As I no doubt mentioned, we have a LOT of video still to edit from the events we’ve been to over the past few weeks … and we’re getting to these as quickly as we can. Today I decided to put two from the Chicago Flower & Garden Show together into one post, as, frankly, I didn’t have a lot of background info available on the specifics of the projects from either group being interviewed (to throw in a blockquote or two), so felt that they worked better doubled up.
The first of these was an exhibit by a landscape architect firm, Premier Service, which focused on the plight of the Monarch butterfly.
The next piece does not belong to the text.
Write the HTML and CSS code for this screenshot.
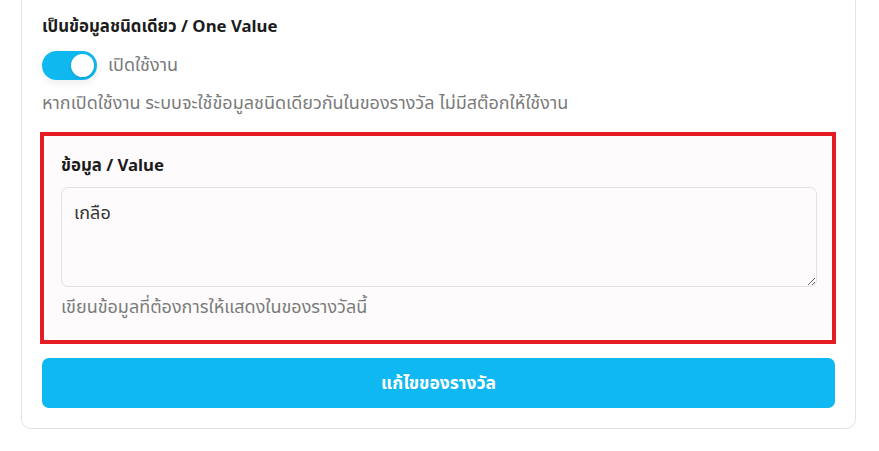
FILE: index.html
```html
<!DOCTYPE html>
<html lang="th">
<head>
<meta charset="utf-8">
<link rel="stylesheet" href="styles.css">
</head>
<body>
<div class="card">
  <div class="field">
    <div class="label">เป็นข้อมูลชนิดเดียว / One Value</div>
    <div class="toggle-row">
      <span class="toggle"><span class="knob"></span></span>
      <span class="toggle-text">เปิดใช้งาน</span>
    </div>
    <div class="hint">หากเปิดใช้งาน ระบบจะใช้ข้อมูลชนิดเดียวกันในของรางวัล ไม่มีสต๊อกให้ใช้งาน</div>
  </div>
  <div class="highlight">
    <div class="label">ข้อมูล / Value</div>
    <textarea class="textarea">เกลือ</textarea>
    <div class="hint">เขียนข้อมูลที่ต้องการให้แสดงในของรางวัลนี้</div>
  </div>
  <button class="submit">แก้ไขของรางวัล</button>
</div>
</body>
</html>
```
FILE: styles.css
```css
html, body {
  margin: 0;
  padding: 0;
  background: #ffffff;
}
body {
  font-family: "Noto Sans", "Noto Sans Thai", "Noto Sans CJK SC", sans-serif;
  color: #1c1c1c;
  padding: 0 23px 0 21px;
}
.card {
  margin-top: -20px;
  border: 1px solid #e3e3e3;
  border-radius: 0 0 10px 10px;
  padding: 33px 20px 20px 20px;
  display: flex;
  flex-direction: column;
}
.field {
  display: flex;
  flex-direction: column;
}
.label {
  font-size: 16.8px;
  font-weight: 700;
  line-height: 24px;
}
.toggle-row {
  display: flex;
  align-items: center;
  gap: 11px;
  margin-top: 13px;
}
.toggle {
  width: 55px;
  height: 29px;
  border-radius: 15px;
  background: #0fb8ef;
  display: flex;
  align-items: center;
  justify-content: flex-end;
  padding-right: 3px;
  box-sizing: border-box;
  box-shadow: 0 3px 8px rgba(0,0,0,0.08);
}
.knob {
  width: 23px;
  height: 23px;
  border-radius: 50%;
  background: #fff;
  box-shadow: 0 1px 3px rgba(0,0,0,0.15);
}
.toggle-text {
  font-size: 18px;
  color: #7a7a7a;
}
.hint {
  font-size: 18px;
  color: #7b7b7b;
  line-height: 24px;
  margin-top: 10px;
}
.highlight {
  margin: 18px -1px 0 -2px;
  border: 4px solid #e31d22;
  background: #fdfbfc;
  padding: 17px 15px 22px 17px;
  display: flex;
  flex-direction: column;
}
.textarea {
  margin-top: 10px;
  height: 100px;
  box-sizing: border-box;
  border: 1px solid #e2e2e2;
  border-radius: 7px;
  background: #fdfbfc;
  padding: 12px 12px;
  font-family: inherit;
  font-size: 18px;
  color: #333;
  resize: vertical;
}
.highlight .hint {
  margin-top: 7px;
}
.submit {
  margin-top: 14px;
  height: 50px;
  border: 0;
  border-radius: 7px;
  background: #0fb8f1;
  color: #fff;
  font-family: inherit;
  font-size: 17.5px;
  font-weight: 700;
}
```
Due to the prevalence of “monoculture” farming, these butterflies are having an increasingly difficult time finding their preferred plants (especially milkweed), and Premier had put together a garden, dubbed “Sanctuary of the Monarch”, which featured a couple of dozen plants – shrubs, annuals, and perennials – that would attract and support Monarch butterflies.
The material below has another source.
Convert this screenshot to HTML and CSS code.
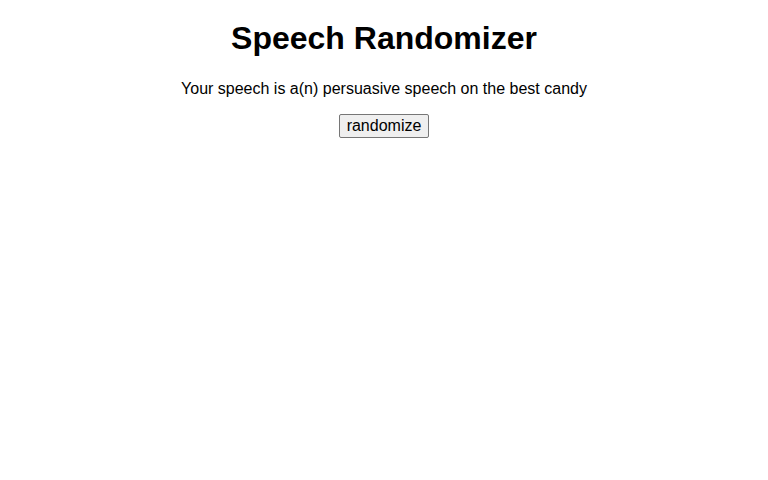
FILE: index.html
```html
<!DOCTYPE html>
<html lang="en">
<head>
<meta charset="utf-8">
<title>Speech Randomizer</title>
<link rel="stylesheet" href="styles.css">
</head>
<body>
<main class="app">
  <h1 class="title">Speech Randomizer</h1>
  <p class="result">Your speech is a(n) persuasive speech on the best candy</p>
  <p class="actions"><button class="randomize" type="button">randomize</button></p>
</main>
</body>
</html>
```

FILE: styles.css
```css
body {
  margin: 0;
  font-family: "Liberation Sans", Arial, sans-serif;
  color: #000;
  background: #fff;
}

.app {
  text-align: center;
  padding: 0 8px;
}

.title {
  font-size: 32px;
  font-weight: bold;
  margin: 20px 0 23px;
}

.result {
  font-size: 16px;
  margin: 16px 0;
}

.actions {
  margin: 16px 0;
}

.randomize {
  font-family: "Liberation Sans", Arial, sans-serif;
  font-size: 16px;
  color: #000;
  background: #efefef;
  border: 1px solid #767676;
  border-radius: 2px;
  padding: 2px 7px;
}
```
Additionally, they had interactive elements for kids to learn more about both gardening and the world of insects and other critters … and the garden was going to be donated to the El Valor organization after the show, to be part of one of their Early Childhood Education programs.
We spoke with Eric Tharp of Premier about their exhibit, and here’s what he had to say:
Right next to this exhibit was the installation by the Chicago High School for Agricultural Sciences, CHSAS, which we’ve written about in a previous post. They had a fairly ambitious display, featuring a fully equipped and outfitted “Tiny House” that people could walk through, plus a “fairy garden”. The whole presentation was developed by the students, and we spoke to two of them from the school’s Horticultural program (one of five “pathways” they offer), Estefany Perez and Mariah Rosito, who had been involved in the landscaping design for the exhibit.
As they note, the opportunity to do a project like this while in high school is “unique”, and it’s really remarkable that an urban center such as Chicago can boast an agricultural school of CHSAS’ size and scope.